The registration form includes some example verbiage for how to describe your opt-out process.

  • Help: You will be required to affirm that you manage Help requests.
    • If your business receives a request in the form of HELP, or a similar indication of confusion on the part of the customer, your employees should be trained to respond with a message of how the person can contact you by another means other than texting, e.g., your website, an email address, or phone number.

The registration form includes some example verbiage for how to describe requests for HELP.

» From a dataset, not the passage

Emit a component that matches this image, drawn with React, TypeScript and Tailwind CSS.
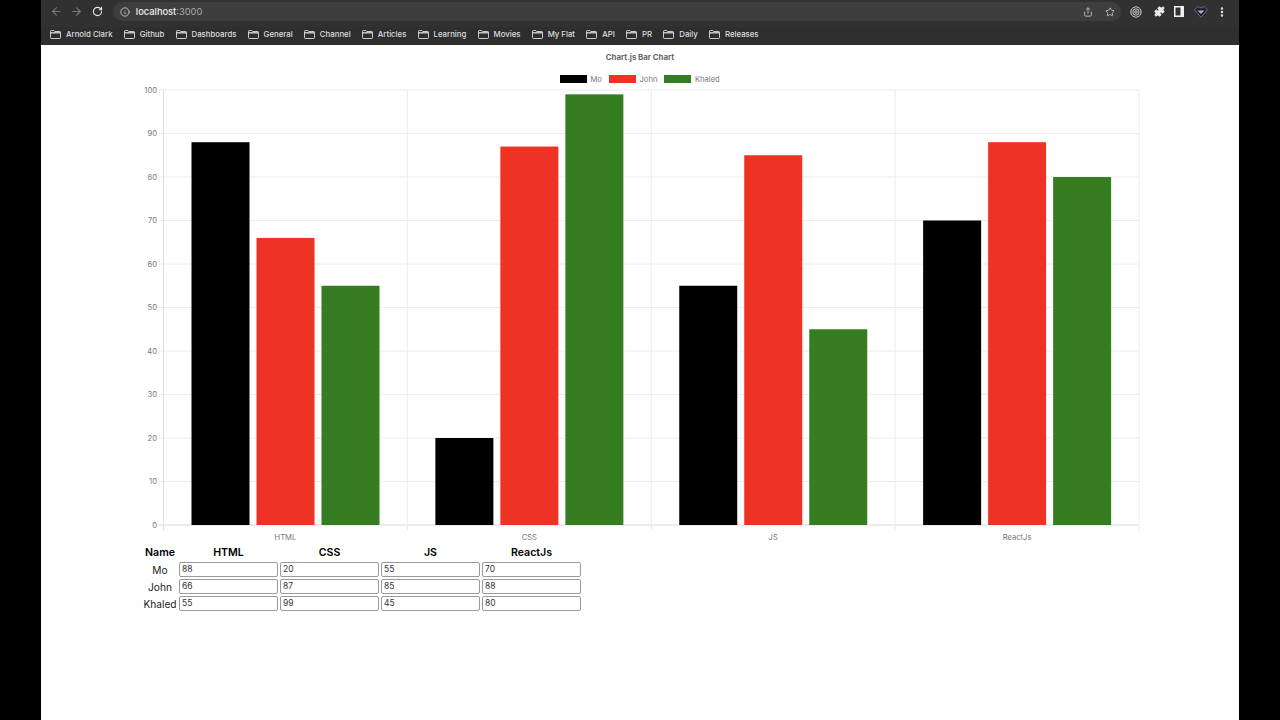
import { ArrowLeft, ArrowRight, EllipsisVertical, Info, Puzzle, RotateCw, Share, Star } from 'lucide-react'

const bookmarks = ['Arnold Clark', 'Github', 'Dashboards', 'General', 'Channel', 'Articles', 'Learning', 'Movies', 'My Flat', 'API', 'PR', 'Daily', 'Releases']
const labels = ['HTML', 'CSS', 'JS', 'ReactJs']

const people = [
  { name: 'Mo', color: '#000000', values: [88, 20, 55, 70] },
  { name: 'John', color: '#ee3224', values: [66, 87, 85, 88] },
  { name: 'Khaled', color: '#367d22', values: [55, 99, 45, 80] },
]

const FolderIcon = () => (
  <svg width="11" height="9" viewBox="0 0 11 9" fill="none" stroke="#dcdcdc" strokeWidth=".9">
    <path d="M.5 7.700V1.200C.5.800.8.500 1.200.500h2.600l.9 1h5.100c.4 0 .7.300.7.700v5.500c0 .4-.3.800-.7.800H1.200c-.4 0-.7-.4-.7-.8z" />
    <path d="M.5 2.800h10" strokeWidth="1.300" />
  </svg>
)

const Chart = () => {
  // chart.js style plot area, coordinates are relative to the svg
  const left = 23.5
  const right = 999
  const top = 45
  const bottom = 480
  const catWidth = (right - left) / 4
  const yFor = (v: number) => bottom - ((bottom - top) * v) / 100

  return (
    <svg width="1000" height="500" viewBox="0 0 1000 500" className="block" fontFamily="Inter, sans-serif">
      <text x="500" y="15" textAnchor="middle" fontSize="7.8" fontWeight="700" fill="#666">Chart.js Bar Chart</text>

      <rect x="420" y="30" width="27" height="8" fill="#000" />
      <text x="450.500" y="36.800" fontSize="7.6" fill="#777">Mo</text>
      <rect x="469" y="30" width="27" height="8" fill="#ee3224" />
      <text x="499.500" y="36.800" fontSize="7.6" fill="#777">John</text>
      <rect x="524" y="30" width="27" height="8" fill="#367d22" />
      <text x="555" y="36.800" fontSize="7.6" fill="#777">Khaled</text>

      {Array.from({ length: 11 }, (_, i) => (
        <g key={i}>
          <line x1={left - 5} x2={right} y1={yFor(i * 10)} y2={yFor(i * 10)} stroke={i === 0 ? '#d9d9d9' : '#ececec'} strokeWidth="1" />
          <text x={left - 6.500} y={yFor(i * 10) + 2.700} textAnchor="end" fontSize="7.6" fill="#777">{i * 10}</text>
        </g>
      ))}
      {Array.from({ length: 5 }, (_, i) => (
        <line key={i} x1={left + catWidth * i} x2={left + catWidth * i} y1={top} y2={bottom + 5} stroke={i === 0 ? '#dedede' : '#ececec'} strokeWidth="1" />
      ))}

      {labels.map((label, c) => (
        <g key={label}>
          {people.map((p, s) => (
            <rect
              key={p.name}
              x={left + catWidth * c + 28 + s * 65}
              y={yFor(p.values[c])}
              width="58"
              height={bottom - yFor(p.values[c])}
              fill={p.color}
            />
          ))}
          <text x={left + catWidth * (c + 0.5)} y={494.500} textAnchor="middle" fontSize="7.6" fill="#777">{label}</text>
        </g>
      ))}
    </svg>
  )
}

export default function App() {
  return (
    <div className="flex h-[720px] w-[1280px] overflow-hidden bg-black font-['Inter',sans-serif]">
      <div className="flex w-[1198px] ml-[41px] flex-col bg-white">
        {/* browser toolbar */}
        <div className="flex h-[27px] items-center bg-[#313131] pb-[4px] pl-[9px] pr-[11px] text-[#dedede]">
          <ArrowLeft size={13} className="text-[#77797c]" />
          <ArrowRight size={13} className="ml-[7px] text-[#77797c]" />
          <RotateCw size={11} strokeWidth={2.4} className="ml-[9px] text-[#e8e8e8]" />
          <div className="ml-[10px] flex h-[19px] w-[1012px] items-center rounded-full bg-[#3e3e3e] pl-[7px] pr-[5px]">
            <Info size={10} className="text-[#d0d0d0]" />
            <span className="ml-[6px] text-[9.3px] font-medium text-[#eeeeee]">localhost<span className="font-normal text-[#a8a8a8]">:3000</span></span>
            <Share size={10} className="ml-auto text-[#c8c8c8]" />
            <Star size={10} className="ml-[12px] mr-[1px] text-[#c8c8c8]" />
          </div>
          <svg width="12" height="12" viewBox="0 0 12 12" fill="none" stroke="#d0d0d0" className="ml-[9px]">
            <circle cx="6" cy="6" r="5.200" />
            <circle cx="6" cy="6" r="3.200" />
            <circle cx="6" cy="6" r="1.300" />
          </svg>
          <Puzzle size={11} className="ml-[12px] fill-[#eeeeee] text-[#eeeeee]" />
          <svg width="10" height="11" viewBox="0 0 10 11" className="ml-[9px]">
            <path d="M0 0h10v11H0z" fill="#f2f2f2" />
            <path d="M1.500 1.500h5v8h-5z" fill="#313131" />
          </svg>
          <svg width="14" height="12" viewBox="0 0 14 12" className="ml-[10px]">
            <path d="M3.500.8c1.300 0 2.600.4 3.500 1.200.9-.8 2.200-1.200 3.500-1.200l3 3L7 11.400.5 3.800z" fill="#1b2233" stroke="#8a93a8" strokeWidth=".7" />
            <path d="M3.500 4.500h7L7 8z" fill="#aab2c6" />
          </svg>
          <EllipsisVertical size={12} strokeWidth={3} className="ml-[8px] text-[#e4e4e4]" />
        </div>

        {/* bookmarks */}
        <div className="flex h-[18px] items-center gap-[11.2px] bg-[#2e2e2e] pb-[3px] pl-[9px]">
          {bookmarks.map((b) => (
            <div key={b} className="flex items-center gap-[5px]">
              <FolderIcon />
              <span className="text-[7.8px] font-medium leading-none text-[#dedede]">{b}</span>
            </div>
          ))}
        </div>

        <div className="pl-[99px]">
          <Chart />
          <table className="mt-[1px] ml-[1px] border-separate border-spacing-x-[2px] border-spacing-y-[1px] text-[10.6px] leading-none text-black">
            <thead>
              <tr className="h-[13px]">
                <th className="min-w-[34px] font-semibold whitespace-nowrap">Name</th>
                {labels.map((l) => (
                  <th key={l} className="w-[99px] font-semibold">{l}</th>
                ))}
              </tr>
            </thead>
            <tbody>
              {people.map((p) => (
                <tr key={p.name} className="h-[16px]">
                  <td className="pt-[2px] text-center text-[10.2px] font-normal text-[#222222] whitespace-nowrap">{p.name}</td>
                  {p.values.map((v, i) => (
                    <td key={i} className="p-0">
                      <input
                        readOnly
                        value={v}
                        className="block h-[15px] w-[99px] rounded-[2px] border border-[#9a9a9a] px-[2px] text-[8.5px] text-[#333333]"
                      />
                    </td>
                  ))}
                </tr>
              ))}
            </tbody>
          </table>
        </div>
      </div>
    </div>
  )
}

Be sure that the information you provide during registration is complete and accurate, and includes a detailed description of your use case and sample messages. Carriers use automated content-based filtering to check campaigns, so if the messages you send violate the guidelines listed below or don’t adhere to the use case you provided during registration, your campaign may be suspended.

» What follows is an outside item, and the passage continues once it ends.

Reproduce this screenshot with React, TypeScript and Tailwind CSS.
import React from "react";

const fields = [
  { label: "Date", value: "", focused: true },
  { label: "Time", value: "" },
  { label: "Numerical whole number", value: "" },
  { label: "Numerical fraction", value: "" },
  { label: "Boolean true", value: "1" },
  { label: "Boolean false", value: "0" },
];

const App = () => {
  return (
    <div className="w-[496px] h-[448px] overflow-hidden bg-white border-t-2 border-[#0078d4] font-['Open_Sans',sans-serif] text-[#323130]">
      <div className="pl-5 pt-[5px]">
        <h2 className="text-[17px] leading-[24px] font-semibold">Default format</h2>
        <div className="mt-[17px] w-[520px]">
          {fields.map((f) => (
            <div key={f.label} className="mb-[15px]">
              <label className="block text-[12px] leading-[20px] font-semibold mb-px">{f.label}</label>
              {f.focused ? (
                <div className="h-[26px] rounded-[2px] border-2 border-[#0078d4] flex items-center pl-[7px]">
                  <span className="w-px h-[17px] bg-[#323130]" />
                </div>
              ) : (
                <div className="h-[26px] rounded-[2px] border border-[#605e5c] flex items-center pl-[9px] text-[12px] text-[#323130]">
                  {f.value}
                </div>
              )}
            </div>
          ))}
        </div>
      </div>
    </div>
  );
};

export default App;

Your content may be subject to review, so knowing what types of content to avoid will keep your messages from being flagged. Here are the content types to avoid:

  • Promotional messages with toll-free numbers
  • Fraud or scam messages that involve wrongful or criminal deception intended to result in financial or personal gain
  • Deceptive marketing messages that do not meet the standard held by the Federal Trade Commission’s (FTC) Truth in Advertising rules
  • S.H.A.F.T. (sex, hate, alcohol, firearms, and tobacco) content
  • Sensitive content such as:
    • Betting-related content — game bet, lucky draw, etc.
    • Debt restructuring/refinancing offers
    • Debt relief offers
    • Payday loan offers
    • Home loan offers
    • Education loan offers
    • Insurance quotes (unsolicited)
    • Earn money from home job offers

In extreme cases, carriers might decide to block a brand or a campaign. 

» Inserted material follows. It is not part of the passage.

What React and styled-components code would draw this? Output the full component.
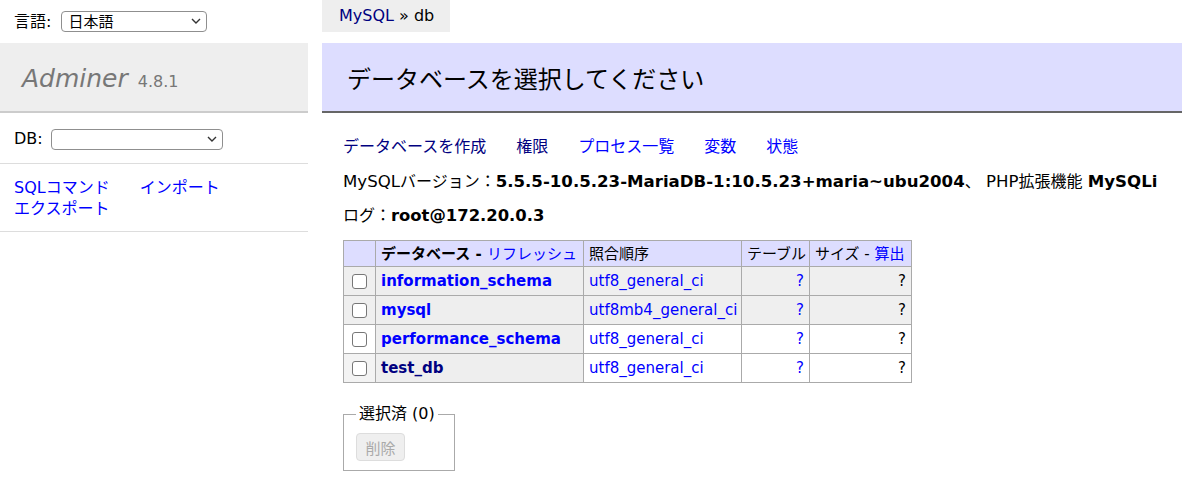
import React from 'react'
import styled, { createGlobalStyle } from 'styled-components'

const GlobalStyle = createGlobalStyle`
  body {
    margin: 0;
    background: #fff;
    color: #000;
    font: 15px/1.25 "DejaVu Sans", "Noto Sans CJK JP", sans-serif;
  }
`

const Page = styled.div`
  display: flex;
  align-items: flex-start;
  width: 1200px;
`

const Sidebar = styled.div`
  width: 308px;
  flex-shrink: 0;
`

const SideRow = styled.div`
  display: flex;
  align-items: center;
  gap: ${p => p.gap}px;
  height: ${p => p.h}px;
  padding: ${p => p.pt || 0}px 14px 0;
  border-bottom: ${p => (p.line ? '1px solid #ddd' : 'none')};
`

const Label = styled.span`
  font-size: 16px;
`

const SelectWrap = styled.span`
  position: relative;
  display: inline-flex;
  width: ${p => p.w}px;
`

const Select = styled.select`
  appearance: none;
  width: 100%;
  height: 21px;
  padding: 0 20px 0 6px;
  border: 1px solid #8f8f8f;
  border-radius: 4px;
  background: #fff;
  font: 15px "DejaVu Sans", "Noto Sans CJK JP", sans-serif;
  color: #000;
`

const Chevron = styled.svg`
  position: absolute;
  right: 6px;
  top: 7px;
  pointer-events: none;
`

const Logo = styled.div`
  height: 70px;
  box-sizing: border-box;
  background: #eee;
  border-bottom: 2px solid #ccc;
  display: flex;
  align-items: baseline;
  padding: 20px 0 0 22px;
  color: #777;
`

const LogoName = styled.span`
  font-size: 25px;
  font-style: italic;
`

const LogoVersion = styled.span`
  font-size: 16px;
  margin-left: 10px;
`

const SideLinks = styled.div`
  padding: 14px 14px 12px;
  border-bottom: 1px solid #ddd;
`

const SideLinkBox = styled.div`
  display: flex;
  flex-wrap: wrap;
  column-gap: 30px;
  row-gap: 1px;
  max-width: 220px;
`

const Link = styled.a`
  color: ${p => (p.visited ? 'navy' : 'blue')};
  text-decoration: none;
  cursor: pointer;
  font-weight: ${p => (p.bold ? 'bold' : 'normal')};
`

const Ja = styled.span`
  font-size: 16px;
`

const Main = styled.div`
  margin-left: 14px;
  width: 860px;
`

const Breadcrumb = styled.div`
  display: inline-block;
  height: 32px;
  line-height: 31px;
  padding: 0 16px 0 17px;
  background: #eee;
  font-size: 16px;
`

const Heading = styled.h2`
  margin: 11px 0 0;
  height: 68px;
  box-sizing: content-box;
  background: #ddf;
  border-bottom: 2px solid #666;
  padding: 0 0 0 25px;
  display: flex;
  align-items: center;
  font-size: 24px;
  line-height: 30px;
  font-weight: normal;
  & > span {
    position: relative;
    top: 3px;
  }
`

const Content = styled.div`
  padding-left: 21px;
`

const Line = styled.p`
  margin: ${p => p.mt}px 0 0;
  line-height: 20px;
  font-size: ${p => p.size || 15}px;
  display: flex;
  align-items: baseline;
  gap: ${p => p.gap || 0}px;
`

const Table = styled.table`
  margin-top: 14px;
  width: 568px;
  border-collapse: collapse;
  table-layout: fixed;
  border: 1px solid #aaa;
`

const HeadRow = styled.tr`
  height: 26px;
`

const BodyRow = styled.tr`
  height: 29px;
`

const Th = styled.th`
  border: 1px solid #aaa;
  background: ${p => p.bg || '#eee'};
  text-align: left;
  font-weight: ${p => (p.head ? 'normal' : 'bold')};
  padding: 0 5px;
  line-height: 18px;
  white-space: nowrap;
  overflow: hidden;
`

const Td = styled.td`
  border: 1px solid #aaa;
  background: ${p => p.bg || '#fff'};
  text-align: ${p => (p.right ? 'right' : 'left')};
  padding: 0 5px;
  line-height: 18px;
  white-space: nowrap;
`

const Check = styled.input`
  appearance: none;
  display: block;
  width: 15px;
  height: 15px;
  margin: 0 auto;
  border: 1px solid #777;
  border-radius: 3px;
  background: #fff;
`

const Fieldset = styled.fieldset`
  margin: 21px 0 0;
  width: 86px;
  padding: 9px 12px 9px;
  border: 1px solid #aaa;
`

const Legend = styled.legend`
  padding: 0 3px;
  font-size: 16px;
`

const Button = styled.button`
  width: 49px;
  height: 28px;
  border: 1px solid #ddd;
  border-radius: 4px;
  background: #efefef;
  color: #aaa;
  font: 15px "Noto Sans CJK JP", sans-serif;
  padding: 0;
`

const SelectBox = ({ w, value }) => (
  <SelectWrap w={w}>
    <Select defaultValue={value}>
      <option>{value}</option>
    </Select>
    <Chevron width="10" height="7" viewBox="0 0 10 7">
      <path d="M1 1l4 4 4-4" fill="none" stroke="#333" strokeWidth="1.4" />
    </Chevron>
  </SelectWrap>
)

const databases = [
  { name: 'information_schema', coll: 'utf8_general_ci', bg: '#efefef', checkBg: '#efefef' },
  { name: 'mysql', coll: 'utf8mb4_general_ci', bg: '#efefef', checkBg: '#efefef' },
  { name: 'performance_schema', coll: 'utf8_general_ci', bg: '#fff', checkBg: '#fff' },
  { name: 'test_db', coll: 'utf8_general_ci', bg: '#fff', checkBg: '#f3f3f3', visited: true }
]

const App = () => (
  <Page>
    <GlobalStyle />
    <Sidebar>
      <SideRow h={43} gap={10}>
        <Label>言語:</Label>
        <SelectBox w={146} value="日本語" />
      </SideRow>
      <Logo>
        <LogoName>Adminer</LogoName>
        <LogoVersion>4.8.1</LogoVersion>
      </Logo>
      <SideRow h={48} pt={2} gap={8} line>
        <Label>DB:</Label>
        <SelectBox w={172} value="" />
      </SideRow>
      <SideLinks>
        <SideLinkBox>
          <Link><Ja>SQLコマンド</Ja></Link>
          <Link><Ja>インポート</Ja></Link>
          <Link><Ja>エクスポート</Ja></Link>
        </SideLinkBox>
      </SideLinks>
    </Sidebar>
    <Main>
      <Breadcrumb>
        <Link visited>MySQL</Link> » db
      </Breadcrumb>
      <Heading>
        <span>データベースを選択してください</span>
      </Heading>
      <Content>
        <Line mt={24} gap={30}>
          <Link visited><Ja>データベースを作成</Ja></Link>
          <Link visited><Ja>権限</Ja></Link>
          <Link><Ja>プロセス一覧</Ja></Link>
          <Link><Ja>変数</Ja></Link>
          <Link><Ja>状態</Ja></Link>
        </Line>
        <Line mt={15} size={16.6}>
          <span>
            MySQL<Ja>バージョン：</Ja>
            <b>5.5.5-10.5.23-MariaDB-1:10.5.23+maria~ubu2004</b>
            <Ja>、</Ja> PHP<Ja>拡張機能</Ja> <b>MySQLi</b>
          </span>
        </Line>
        <Line mt={14} size={16.4}>
          <span>
            <Ja>ログ：</Ja><b>root@172.20.0.3</b>
          </span>
        </Line>
        <Table>
          <colgroup>
            <col style={{ width: 32 }} />
            <col style={{ width: 208 }} />
            <col style={{ width: 158 }} />
            <col style={{ width: 68 }} />
            <col style={{ width: 102 }} />
          </colgroup>
          <thead>
            <HeadRow>
              <Th head bg="#ddf" />
              <Th bg="#ddf">
                データベース - <Link>リフレッシュ</Link>
              </Th>
              <Th head bg="#ddf">照合順序</Th>
              <Th head bg="#ddf">テーブル</Th>
              <Th head bg="#ddf">
                サイズ - <Link>算出</Link>
              </Th>
            </HeadRow>
          </thead>
          <tbody>
            {databases.map(db => (
              <BodyRow key={db.name}>
                <Td bg={db.checkBg}><Check type="checkbox" /></Td>
                <Th>
                  <Link bold visited={db.visited}>{db.name}</Link>
                </Th>
                <Td bg={db.bg}><Link>{db.coll}</Link></Td>
                <Td bg={db.bg} right><Link>?</Link></Td>
                <Td bg={db.bg} right>?</Td>
              </BodyRow>
            ))}
          </tbody>
        </Table>
        <Fieldset>
          <Legend><Ja>選択済</Ja> (0)</Legend>
          <Button disabled>削除</Button>
        </Fieldset>
      </Content>
    </Main>
  </Page>
)

export default App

Please be sure to complete the registration form accurately and in a timely manner as carrier vetting can take several days and incomplete forms will only delay the process. The information provided herein is designed to help reduce the chances of POPP clients’ having their Brand and Campaign registrations denied and/or their text messages getting blocked. This content should not be considered legal advice or a substitute for qualified legal counsel. Please understand that these requirements are being instituted by the cellular carriers and not POPP.